When most people first start attending church, it's exciting (or at least it should be - why else would you want to return?)  There are new people to meet, ministries to explore, things to learn.  You anticipate each weekend wondering what will happen next.  Will the band play that song you love?  In what creative way will the pastor teach the lesson?  What new opportunities will there be to connect with others, to serve, or to grow spiritually?

Then you get in a little deeper.  Maybe you start to volunteer in a few ministries.  You commit your time, talent, and treasure to the cause.  At this level, you get a better understanding of how the church ministries function and learn that those leaders you put up on a pedestal are really just human, just like you.  You make the choice to "get in the game" and feel good about the role you are playing in the church body.  Sometimes you can commit too much and get burnt out, but you always have the option to step back a little if needed.
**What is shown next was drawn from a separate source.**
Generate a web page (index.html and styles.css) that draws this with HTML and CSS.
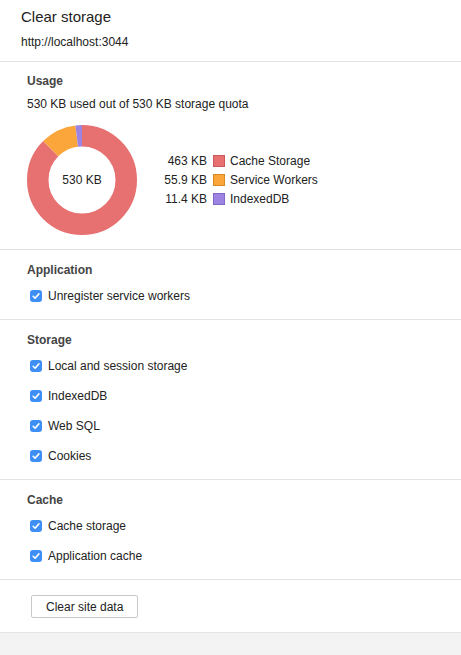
FILE: index.html
```html
<!DOCTYPE html>
<html>
<head>
<meta charset="utf-8">
<link rel="stylesheet" href="styles.css">
</head>
<body>
<div class="page">
  <div class="header">
    <div class="title">Clear storage</div>
    <div class="url">http://localhost:3044</div>
  </div>
  <div class="section">
    <div class="sec-title">Usage</div>
    <div class="usage-text">530 KB used out of 530 KB storage quota</div>
    <div class="chart-row">
      <div class="donut">
        <svg width="110" height="110" viewBox="0 0 110 110">
          <g transform="rotate(-90 55 55)" fill="none" stroke-width="21.5">
            <circle cx="55" cy="55" r="44.25" stroke="#e77071" stroke-dasharray="242.9 400"/>
            <circle cx="55" cy="55" r="44.25" stroke="#fba63a" stroke-dasharray="29.32 400" stroke-dashoffset="-242.9"/>
            <circle cx="55" cy="55" r="44.25" stroke="#9d84e2" stroke-dasharray="5.98 400" stroke-dashoffset="-272.22"/>
          </g>
        </svg>
        <div class="donut-label">530 KB</div>
      </div>
      <div class="legend">
        <div class="legend-row"><span class="val">463 KB</span><span class="swatch red"></span><span class="lbl">Cache Storage</span></div>
        <div class="legend-row"><span class="val">55.9 KB</span><span class="swatch orange"></span><span class="lbl">Service Workers</span></div>
        <div class="legend-row"><span class="val">11.4 KB</span><span class="swatch purple"></span><span class="lbl">IndexedDB</span></div>
      </div>
    </div>
  </div>
  <div class="section opts">
    <div class="sec-title">Application</div>
    <label class="row"><span class="cb"><svg width="12" height="12" viewBox="0 0 12 12"><path d="M3.2 6.3 L5.1 8.2 L8.9 3.9" fill="none" stroke="#fff" stroke-width="1.6" stroke-linecap="round" stroke-linejoin="round"/></svg></span>Unregister service workers</label>
  </div>
  <div class="section opts">
    <div class="sec-title">Storage</div>
    <label class="row"><span class="cb"><svg width="12" height="12" viewBox="0 0 12 12"><path d="M3.2 6.3 L5.1 8.2 L8.9 3.9" fill="none" stroke="#fff" stroke-width="1.6" stroke-linecap="round" stroke-linejoin="round"/></svg></span>Local and session storage</label>
    <label class="row"><span class="cb"><svg width="12" height="12" viewBox="0 0 12 12"><path d="M3.2 6.3 L5.1 8.2 L8.9 3.9" fill="none" stroke="#fff" stroke-width="1.6" stroke-linecap="round" stroke-linejoin="round"/></svg></span>IndexedDB</label>
    <label class="row"><span class="cb"><svg width="12" height="12" viewBox="0 0 12 12"><path d="M3.2 6.3 L5.1 8.2 L8.9 3.9" fill="none" stroke="#fff" stroke-width="1.6" stroke-linecap="round" stroke-linejoin="round"/></svg></span>Web SQL</label>
    <label class="row"><span class="cb"><svg width="12" height="12" viewBox="0 0 12 12"><path d="M3.2 6.3 L5.1 8.2 L8.9 3.9" fill="none" stroke="#fff" stroke-width="1.6" stroke-linecap="round" stroke-linejoin="round"/></svg></span>Cookies</label>
  </div>
  <div class="section opts">
    <div class="sec-title">Cache</div>
    <label class="row"><span class="cb"><svg width="12" height="12" viewBox="0 0 12 12"><path d="M3.2 6.3 L5.1 8.2 L8.9 3.9" fill="none" stroke="#fff" stroke-width="1.6" stroke-linecap="round" stroke-linejoin="round"/></svg></span>Cache storage</label>
    <label class="row"><span class="cb"><svg width="12" height="12" viewBox="0 0 12 12"><path d="M3.2 6.3 L5.1 8.2 L8.9 3.9" fill="none" stroke="#fff" stroke-width="1.6" stroke-linecap="round" stroke-linejoin="round"/></svg></span>Application cache</label>
  </div>
  <div class="footer">
    <button class="btn">Clear site data</button>
  </div>
  <div class="rest"></div>
</div>
</body>
</html>
```

FILE: styles.css
```css
html, body {
  margin: 0;
  padding: 0;
  height: 100%;
}
body {
  font-family: "Liberation Sans", Arial, sans-serif;
  font-size: 12px;
  color: #222;
  background: #f3f3f3;
}
.page {
  display: flex;
  flex-direction: column;
  min-height: 100%;
}
.header {
  background: #fff;
  padding: 8px 0 11px 21px;
  border-bottom: 1px solid #e3e3e3;
}
.title {
  font-size: 15px;
  line-height: 18px;
  color: #222;
}
.url {
  margin-top: 8px;
  line-height: 16px;
}
.section {
  background: #fff;
  padding: 11px 0 14px 27px;
  border-bottom: 1px solid #e3e3e3;
}
.section.opts {
  padding-top: 12px;
  padding-bottom: 8px;
}
.sec-title {
  font-weight: bold;
  color: #444;
  line-height: 16px;
}
.usage-text {
  margin-top: 7px;
  line-height: 16px;
}
.chart-row {
  margin-top: 13px;
  display: flex;
  align-items: center;
}
.donut {
  position: relative;
  width: 110px;
  height: 110px;
}
.donut svg {
  display: block;
}
.donut-label {
  position: absolute;
  left: 0;
  right: 0;
  top: 47px;
  text-align: center;
  line-height: 16px;
}
.legend {
  margin-left: 10px;
  display: flex;
  flex-direction: column;
}
.legend-row {
  display: flex;
  align-items: center;
  height: 19px;
}
.val {
  width: 60px;
  text-align: right;
}
.swatch {
  width: 10px;
  height: 10px;
  margin-left: 6px;
  border: 1px solid;
}
.swatch.red { background: #e77071; border-color: #c9595a; }
.swatch.orange { background: #fba63a; border-color: #db8a22; }
.swatch.purple { background: #9d84e2; border-color: #8068c6; }
.lbl {
  margin-left: 5px;
}
.row {
  display: flex;
  align-items: center;
  height: 30px;
}
.sec-title + .row {
  margin-top: 3px;
}
.cb {
  width: 12px;
  height: 12px;
  margin-left: 3px;
  margin-right: 6px;
  border-radius: 3px;
  background: #3d8ff5;
  display: flex;
}
.footer {
  background: #fff;
  padding: 15px 0 14px 31px;
  border-bottom: 1px solid #e3e3e3;
}
.btn {
  display: block;
  height: 23px;
  padding: 0 14px;
  font-family: "Liberation Sans", Arial, sans-serif;
  font-size: 12px;
  color: #222;
  background: #fff;
  border: 1px solid #c8c8c8;
  border-radius: 2px;
}
.rest {
  flex: 1;
  background: #f3f3f3;
}
```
And then can come the next level of church staff.  There is no doubt that my husband has been gifted for and called to his position.  He LOVES what he does and never complains.  I, on the other hand, am taking longer to adapt.  Being a pastor is a 24-hour a day job.  It may be flexible as far as when he is physically "in the office", but with technology like computers and cell phones, he is always on call.  There is always work to be done.  So how do I protect the time we need as a family, without selfishly taking him away from his ministry?  It's a delicate balance.  I struggle with resentment towards the job, which is then followed by guilt for feeling that way.  When I hear about a new initiative at church, my first thought typically goes to how much time it's going to require of my husband....time that will be taken away from our family.  And then I think of the needs of others, and again feel selfish and guilty.   I love the people - they are like family.  I want my husband and I to be a blessing to them.  I want others to see Christ in us.  How can we ever find balance?  What do I do with all these conflicting feelings?  The church is now a workplace, and it's becoming harder for me to see beyond the programming and the tasks ahead and allow myself to just be and experience.  The struggle is real.
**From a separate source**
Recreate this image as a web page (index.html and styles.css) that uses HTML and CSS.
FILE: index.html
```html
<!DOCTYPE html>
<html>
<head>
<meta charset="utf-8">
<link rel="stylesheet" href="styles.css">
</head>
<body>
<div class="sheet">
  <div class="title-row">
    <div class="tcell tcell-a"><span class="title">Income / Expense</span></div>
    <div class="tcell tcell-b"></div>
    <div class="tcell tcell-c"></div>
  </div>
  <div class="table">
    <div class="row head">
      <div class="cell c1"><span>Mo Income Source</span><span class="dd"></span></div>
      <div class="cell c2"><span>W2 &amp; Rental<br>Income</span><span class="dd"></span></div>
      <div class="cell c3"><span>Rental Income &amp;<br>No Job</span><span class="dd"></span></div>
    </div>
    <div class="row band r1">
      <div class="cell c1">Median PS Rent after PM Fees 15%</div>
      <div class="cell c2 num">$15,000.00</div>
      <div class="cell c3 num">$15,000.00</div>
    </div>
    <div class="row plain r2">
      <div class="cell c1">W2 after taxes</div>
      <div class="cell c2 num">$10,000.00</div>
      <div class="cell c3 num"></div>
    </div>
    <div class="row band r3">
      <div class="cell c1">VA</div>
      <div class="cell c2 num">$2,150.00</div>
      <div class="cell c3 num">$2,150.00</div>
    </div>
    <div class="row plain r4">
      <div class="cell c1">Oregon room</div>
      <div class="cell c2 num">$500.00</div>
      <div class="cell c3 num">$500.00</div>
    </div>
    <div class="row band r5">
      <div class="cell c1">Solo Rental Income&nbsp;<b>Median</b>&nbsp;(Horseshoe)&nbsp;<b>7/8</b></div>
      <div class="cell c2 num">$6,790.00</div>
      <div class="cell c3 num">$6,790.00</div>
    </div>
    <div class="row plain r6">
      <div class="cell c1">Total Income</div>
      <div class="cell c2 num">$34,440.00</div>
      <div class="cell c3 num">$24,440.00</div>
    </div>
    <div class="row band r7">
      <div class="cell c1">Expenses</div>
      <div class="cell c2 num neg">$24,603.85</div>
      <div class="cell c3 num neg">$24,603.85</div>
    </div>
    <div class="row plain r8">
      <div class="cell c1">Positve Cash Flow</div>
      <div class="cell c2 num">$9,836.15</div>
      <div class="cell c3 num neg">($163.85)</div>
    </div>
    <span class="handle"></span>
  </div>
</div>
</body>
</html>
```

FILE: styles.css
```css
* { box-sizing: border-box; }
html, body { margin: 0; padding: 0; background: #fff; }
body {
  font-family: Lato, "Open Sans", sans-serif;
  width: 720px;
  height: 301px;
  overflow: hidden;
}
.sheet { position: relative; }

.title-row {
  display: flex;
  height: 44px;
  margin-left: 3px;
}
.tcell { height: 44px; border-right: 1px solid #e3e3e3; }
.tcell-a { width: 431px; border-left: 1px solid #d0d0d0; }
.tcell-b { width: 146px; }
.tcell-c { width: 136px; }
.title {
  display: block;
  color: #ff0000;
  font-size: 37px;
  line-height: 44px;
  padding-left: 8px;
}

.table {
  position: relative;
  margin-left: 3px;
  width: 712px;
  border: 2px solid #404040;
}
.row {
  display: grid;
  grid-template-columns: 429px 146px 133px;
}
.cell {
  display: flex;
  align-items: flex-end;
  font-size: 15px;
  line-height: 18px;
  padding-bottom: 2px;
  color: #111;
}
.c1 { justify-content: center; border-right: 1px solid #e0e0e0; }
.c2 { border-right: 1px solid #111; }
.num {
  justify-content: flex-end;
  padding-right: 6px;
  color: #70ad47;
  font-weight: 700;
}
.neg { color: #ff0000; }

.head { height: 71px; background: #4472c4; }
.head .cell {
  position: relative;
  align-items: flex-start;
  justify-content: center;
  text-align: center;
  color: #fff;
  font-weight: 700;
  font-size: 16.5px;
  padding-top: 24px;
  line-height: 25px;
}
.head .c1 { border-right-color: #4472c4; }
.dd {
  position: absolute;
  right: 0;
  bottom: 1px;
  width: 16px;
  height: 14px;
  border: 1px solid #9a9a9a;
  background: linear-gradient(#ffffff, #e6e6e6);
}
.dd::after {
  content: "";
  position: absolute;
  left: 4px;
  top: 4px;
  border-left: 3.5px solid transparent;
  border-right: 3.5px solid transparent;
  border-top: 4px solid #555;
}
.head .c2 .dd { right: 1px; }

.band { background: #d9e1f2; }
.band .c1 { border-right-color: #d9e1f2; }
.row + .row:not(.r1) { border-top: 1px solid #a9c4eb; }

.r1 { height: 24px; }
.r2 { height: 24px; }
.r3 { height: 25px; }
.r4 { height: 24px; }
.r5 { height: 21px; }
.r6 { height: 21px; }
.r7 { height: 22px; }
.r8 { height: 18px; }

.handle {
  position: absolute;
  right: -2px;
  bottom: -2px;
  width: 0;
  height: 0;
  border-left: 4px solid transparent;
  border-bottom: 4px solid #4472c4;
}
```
Now that you've seen a glimpse of this tension, let me share with you that God has been teaching me some things through this.  He's been asking me some tough questions about why I go to church. Do I go because of what I get out of it, or for what I can give?  Do I go because of a feeling that I get, or because of a commitment I've made?  Do we serve because it is convenient, or because Jesus asked us to?

I think that many times when people lose their feelings of excitement and anticipation about church, we assume the answer must be to switch churches.  Surely there is another church that will "feed" us better, or offer better programs, or contain less hypocrites, or would have more staff to share the workload.  We let our feelings dictate our decisions.  But would it really be different anywhere else in the long run?
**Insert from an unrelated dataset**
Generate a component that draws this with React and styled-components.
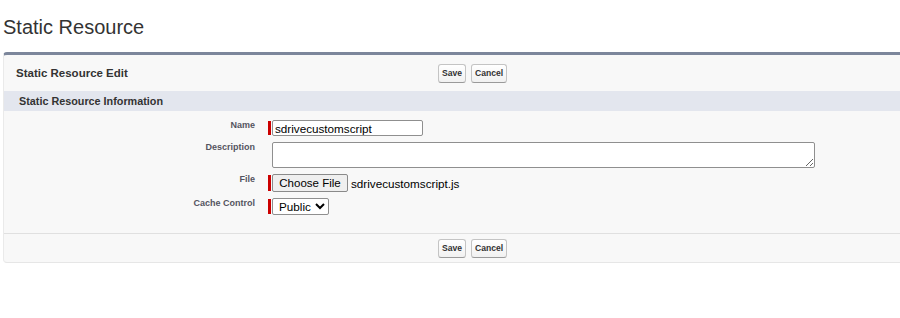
import styled, { createGlobalStyle } from 'styled-components';

const GlobalStyle = createGlobalStyle`
  html, body {
    margin: 0;
    padding: 0;
    background: #fff;
    overflow: hidden;
  }
  body {
    font-family: Arial, "Liberation Sans", sans-serif;
    color: #222;
  }
`;

export default function App() {
  return (
    <>
      <GlobalStyle />
      <SPage>
        <STitle>Static Resource</STitle>
        <SBlock>
          <SHeader>
            <SHeaderTitle>Static Resource Edit</SHeaderTitle>
            <SButtons>
              <SBtn type="button">Save</SBtn>
              <SBtn type="button">Cancel</SBtn>
            </SButtons>
          </SHeader>
          <SSubheader>Static Resource Information</SSubheader>
          <SForm>
            <SLabel>Name</SLabel>
            <SField $required>
              <STextInput type="text" defaultValue="sdrivecustomscript" />
            </SField>

            <SLabel>Description</SLabel>
            <SField>
              <STextArea />
            </SField>

            <SLabel>File</SLabel>
            <SField $required>
              <SFileButton type="button">Choose File</SFileButton>
              <SFileName>sdrivecustomscript.js</SFileName>
            </SField>

            <SLabel>Cache Control</SLabel>
            <SField $required>
              <SSelect defaultValue="Public">
                <option>Private</option>
                <option>Public</option>
              </SSelect>
            </SField>
          </SForm>
          <SFooter>
            <SButtons>
              <SBtn type="button">Save</SBtn>
              <SBtn type="button">Cancel</SBtn>
            </SButtons>
          </SFooter>
        </SBlock>
      </SPage>
    </>
  );
}

const SPage = styled.div`
  padding: 15px 0 0 3px;
`;

const STitle = styled.h1`
  margin: 0 0 13px 0;
  font-size: 20px;
  line-height: 24px;
  font-weight: normal;
  color: #333;
`;

const SBlock = styled.div`
  margin-right: -20px;
  background: #f8f8f8;
  border-top: 3px solid #7c869b;
  border-left: 1px solid #eaeaea;
  border-bottom: 1px solid #e6e6e6;
  border-radius: 4px 0 0 4px;
`;

const SHeader = styled.div`
  display: grid;
  grid-template-columns: 434px 1fr;
  align-items: center;
  height: 36px;
`;

const SHeaderTitle = styled.div`
  padding-left: 12px;
  font-size: 11.5px;
  font-weight: bold;
  color: #333;
`;

const SButtons = styled.div`
  display: flex;
  gap: 5px;
`;

const SBtn = styled.button`
  font-family: Arial, "Liberation Sans", sans-serif;
  font-size: 8.6px;
  font-weight: bold;
  color: #333;
  line-height: 11px;
  padding: 3px 3px;
  margin: 0;
  background: linear-gradient(#ffffff, #f1f1f1);
  border: 1px solid #c4c4c4;
  border-bottom-color: #9a9a9a;
  border-radius: 3px;
`;

const SSubheader = styled.div`
  height: 20px;
  line-height: 20px;
  padding-left: 15px;
  background: #e3e6ee;
  font-size: 10.8px;
  font-weight: bold;
  color: #333;
`;

const SForm = styled.div`
  display: grid;
  grid-template-columns: 251px 1fr;
  column-gap: 13px;
  row-gap: 6px;
  padding: 9px 0 18px 0;
`;

const SLabel = styled.div`
  text-align: right;
  font-size: 9px;
  line-height: 11px;
  font-weight: bold;
  color: #545460;
`;

const SField = styled.div`
  display: flex;
  align-items: center;
  padding-left: 4px;
  position: relative;

  &::before {
    content: '';
    display: ${(p) => (p.$required ? 'block' : 'none')};
    position: absolute;
    left: 0;
    top: 1px;
    bottom: 1px;
    width: 3px;
    background: #c00;
  }
`;

const STextInput = styled.input`
  box-sizing: border-box;
  width: 151px;
  height: 16px;
  padding: 0 2px;
  margin: 0;
  font-family: Arial, "Liberation Sans", sans-serif;
  font-size: 11.7px;
  color: #000;
  border: 1px solid #8f8f8f;
  border-radius: 2px;
  background: #fff;
  outline: none;
`;

const STextArea = styled.textarea`
  box-sizing: border-box;
  width: 543px;
  height: 26px;
  margin: 0;
  padding: 2px;
  border: 1px solid #8f8f8f;
  border-radius: 2px;
  background: #fff;
  resize: both;
  display: block;
`;

const SFileButton = styled.button`
  box-sizing: border-box;
  height: 18px;
  width: 76px;
  margin: 0;
  padding: 0;
  font-family: Arial, "Liberation Sans", sans-serif;
  font-size: 11.5px;
  color: #000;
  background: #efefef;
  border: 1px solid #8a8a8a;
  border-radius: 2px;
`;

const SFileName = styled.span`
  margin-left: 3px;
  font-size: 11.7px;
  color: #000;
`;

const SSelect = styled.select`
  box-sizing: border-box;
  width: 57px;
  height: 17px;
  margin: 0;
  padding: 0 0 0 2px;
  font-family: Arial, "Liberation Sans", sans-serif;
  font-size: 11.7px;
  color: #000;
  background: #fff;
  border: 1px solid #8f8f8f;
  border-radius: 2px;
`;

const SFooter = styled.div`
  border-top: 1px solid #e0e0e0;
  height: 29px;
  padding: 5px 0 0 434px;
  box-sizing: border-box;
`;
My big revelation came when God showed me this parallel between church commitment and marriages.  When you first get married, it's new and exciting.  Then the deeper you get, your eyes are opened to new realities.  Feelings may come and go.  The problem we are seeing is that many couples are now letting their feelings determine their level of commitment instead of the other way around!  Their problems are not solved by switching spouses.  If you want the blessing of a long-lasting  marriage, feelings cannot be given the reigns.  The same is true of churches.  I believe there is a real blessing in store for those who remain a part of a church body through ups and downs - one that can only be realized after years of commitment.

I may not feel as I used to, and that's ok because feelings change.  What doesn't change is God's truth and His purpose for our lives. I may feel inadequate and unprepared for this role, but in time I believe there will be a great blessing after having stayed the course.  Even now, I feel a great connection and pride being able to say we've been at our church since opening day.  The memories we've made and the people we've met have been priceless.  I enjoy watching my husband thrive as he is doing what makes his spirit come alive.  I am thankful that he gets to bless so many people with his gifts. ( I just wish I could clone him!)  As our family struggles to find balance, I ask for your grace and prayers.  I may not be the woman overflowing with optimism, but I am willing to be real.  I know I can come to Jesus, and hopefully to you, just as I am.

Are you in a place in your marriage or your church where your feelings aren't in line with where you want them to be?  Unless there is abuse or non-biblical teaching, I encourage you to also stick it out.  Continue to love and serve right where you are, believing that God has a blessing in store for those who are faithful.


1 comment:

Peggy Yost said...

God takes us by the hand and every decision to obey him is TOUGH when it takes us out of our comfort zone.Thank you for stepping out and sharing yourself with us today.